O Brasil é o país que mais reduziu a mortalidade infantil nos últimos dez anos; isso, sem dúvida, é resultado da organização e universalização dos serviços de saúde pública, da melhoria da atenção primária, com todas as limitações que o SUS possa ainda possuir, da descentralização e municipalização dos recursos e dos serviços de saúde. A intensa luta contra a mortalidade infantil, a desnutrição e a violência intrafamiliar contou com a contribuição dessa enorme rede de solidariedade da Pastoral da Criança, um organismo de ação social da CNBB que atua de forma ecumênica em todo o país.
A segunda área da maior importância nessa prevenção primária da violência envolvendo crianças e adolescentes é a educação, a começar pelas creches, escolas infantis e de educação fundamental e de nível médio, que devem valorizar o desenvolvimento do raciocínio e a matemática, a música, a arte, o esporte e a prática da solidariedade humana.
As escolas nas comunidades mais pobres deveriam ter dois turnos, para darem conta da educação integral das crianças e dos adolescentes; deveriam dispor de equipes multiprofissionais atualizadas e capacitadas a avaliar periodicamente os alunos. Urgente é incorporar os ministérios do Esporte e da Cultura às iniciativas da educação, com atividades em larga escala e simples, baratas, facilmente replicáveis e adaptáveis em todo o território nacional.
Todos esses direitos estão previstos na lei; é necessário um amplo debate, principalmente sobre o acesso aos direitos fundamentais, acompanhado da imprescindível decisão política em todos os níveis de governo e da sociedade civil, para a soma de esforços a fim de executar essas políticas. Naturalmente um real controle social, por meio dos conselhos setoriais e dos conselhos dos Direitos da Criança e do Adolescente, de forma objetiva e articuladora, poderá ajudar na prevenção da violência e na recuperação de crianças e adolescentes.
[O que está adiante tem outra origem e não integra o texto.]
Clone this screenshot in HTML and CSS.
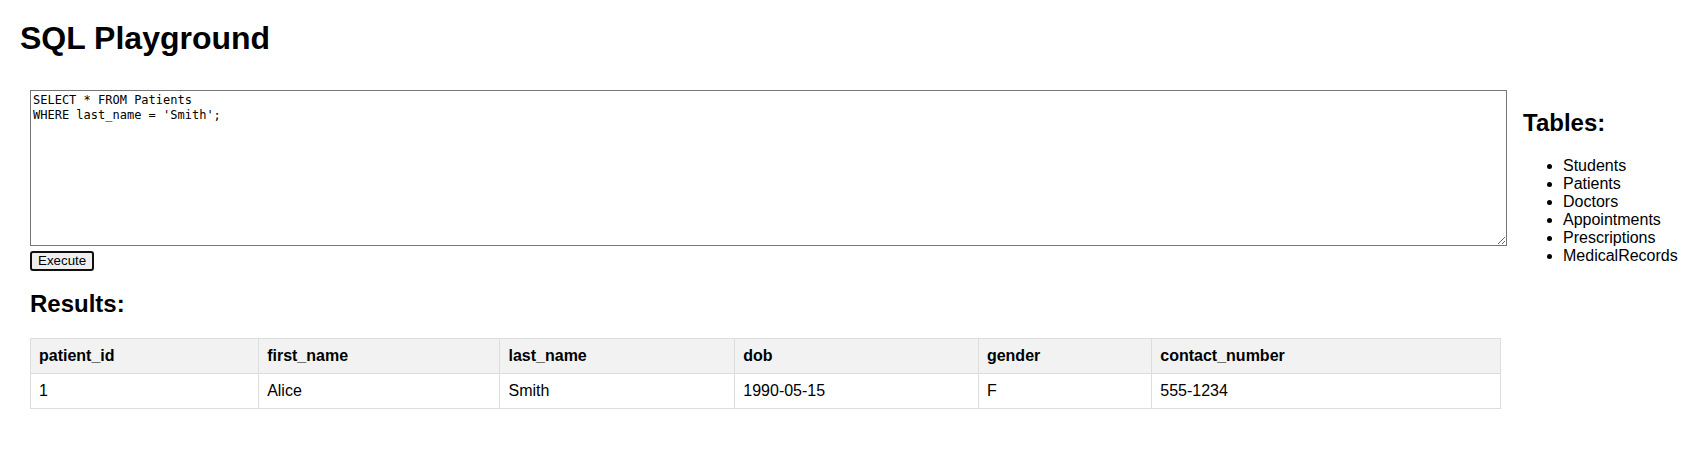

E um real controle social, por meio dos conselhos setoriais, tutelares e os dos Direitos da Criança e do Adolescente poderá estimular essa ação intersetorial e manter a vigilância para o cumprimento da lei.
Em relação às crianças e adolescentes que cometeram infrações leves ou moderadas -que deveriam ser mais bem expressas-, seu tratamento para a cidadania deveria ser feito com instrumentos bem elaborados e colocados em prática, na família ou próxima dela, com acompanhamento multiprofissional, desobstruindo as penitenciárias, verdadeiras universidades do crime.
Para prevenir o agravamento da violência, o Judiciário deveria prever estratégias para ir ao encontro das comunidades pobres. É o que faz a magnífica juíza Joeci Machado Camargo, com sua equipe do Juizado da 4ª Vara de Família de Curitiba, com excelentes resultados.
Com relação à idade mínima para a maioridade penal, deve permanecer em 18 anos, prevista pelo Estatuto da Criança e do Adolescente e conforme orientações da ONU. Mas o tempo máximo de três anos de reclusão em regime fechado, quando a criança ou o adolescente comete crime hediondo, mesmo em locais apropriados e com tratamento multiprofissional, que urgentemente precisam ser disponibilizados, deve ser revisto. Três anos, em muitos casos, podem ser absolutamente insuficientes para tratar e preparar os adolescentes com graves distúrbios para a convivência cidadã.

Zilda Arns Neumann, 69, médica pediatra e sanitarista, é fundadora e coordenadora nacional da Pastoral da Criança.